The findings suggest that many people still do not know the meaning of commerce. Most people understand the existence of e-commerce, but have not heard of online shopping facilities in the retail sector. Lack of knowledge for this group thus, becomes a negative mediator (or inhibiting factor). The facility, according to a Pick ‘n Pay respondent, is only offered in bigger cities. No effort is made to market the online shopping at Pick’n Pay, hence knowledge only spreads through the word of mouth.

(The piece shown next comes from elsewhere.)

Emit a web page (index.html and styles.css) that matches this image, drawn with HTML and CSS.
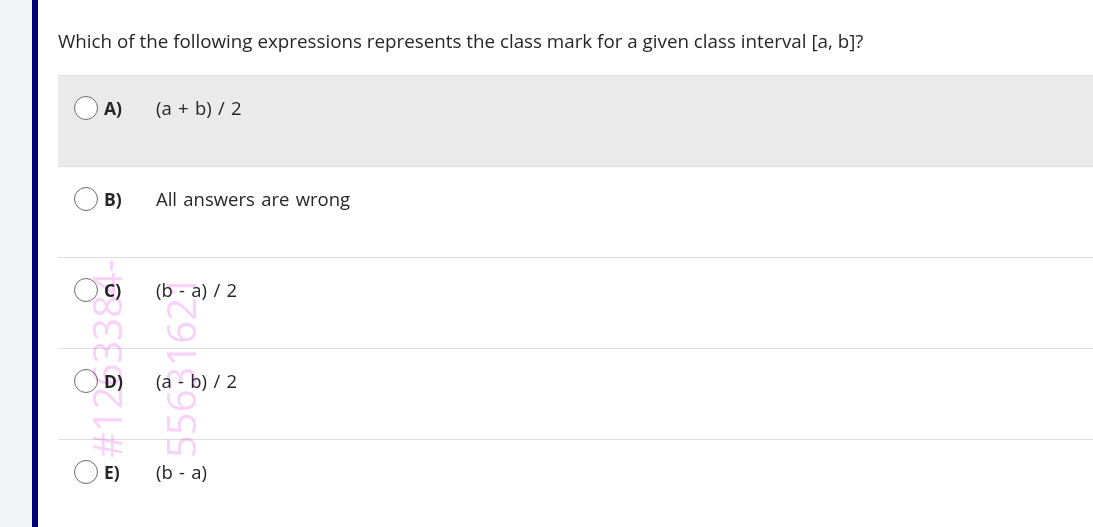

There is a number of people who understand the phenomenon, and had used it to do their online groceries. With respect to the mediators, these customers are empowered by their knowledge of the system, their access to the Internet, their access to e-payment facilities such as credit cards, and ultimately, their geographical location within catered-for areas, and the availability of online shopping options. The online shopping facility is seen as a very convenient and useful option to do monthly groceries. Though a standard fee (R60, at Pick’n Pay and R50 at Woolworths as of July 2009) is charged for any amount of purchase, customers believe the convenience outweighs the cost, though they would rather use the facility to buy monthly groceries to be cost effective [49]. The ever-present possibility of cybercrime was raised as a concern though no practical negative experience reported.

6. Conclusions

The study was motivated the growth of e-commerce in mainstream grocery supermarkets in South Africa, with a concern about its only to the minority that has the knowhow and the means to use it.

The activity theory, and the resultant theoretical framework in particular, was useful in offering a holistic approach and lenses to look into the phenomenon of e-commerce, from the activity system perspective. The activity framework suggests that e-commerce is a convenience, but also a rational process that is mainly goaldirected (rather than accidental). Knowledge and access to its facilities, the willingness to buy, ease of use of the system, being located in a right area (area that is cateredfor by the merchant), as well as the effective delivery facilities may enable or hinder the process. Though access to credit cards was not raised as a concern, people without access to e-payment tools are excluded by default. Knowledge of e-commerce remains the main hindrance to its access and usage for the majority in major cities, and is beyond the reach of the majority in rural areas outside major cities because they are still neglected by most merchants.

Online shopping in the mainstream retail grocery sector is seen by the users as a very convenient and useful to conduct monthly grocery shopping. When used safely and wisely, it has a high potential to simplify shopping processes for the majority, should they have access and ability to use it. To this end, it is strongly recommended that the knowledge gap among consumers be bridged. For this purpose, a need emerges for partnerships between banks as e-payment service providers, retail supermarkets, and training institutions to educate the public about e-commerce. The educational sector has a significant role to play on e-commerce literacy and security consciousness in this respect. It is also recommended for e-commerce facilities to be spread beyond just the major retail supermarkets, and beyond major city boundaries if its conveniences are to be within reach of the majority. The work-activity framework in this paper offers a holistic approach to view this facility, both from the consumer, retailer, researchers and educator perspectives.

Though sample was adequate for an exploratory study, it would have been preferable to interview the whole of the consumer population in rural and sub-urban areas of South Africa, an exercise that was beyond the capacity of the project. It is nevertheless, an insightful basis for expanded investigations on the phenomenon in future studies.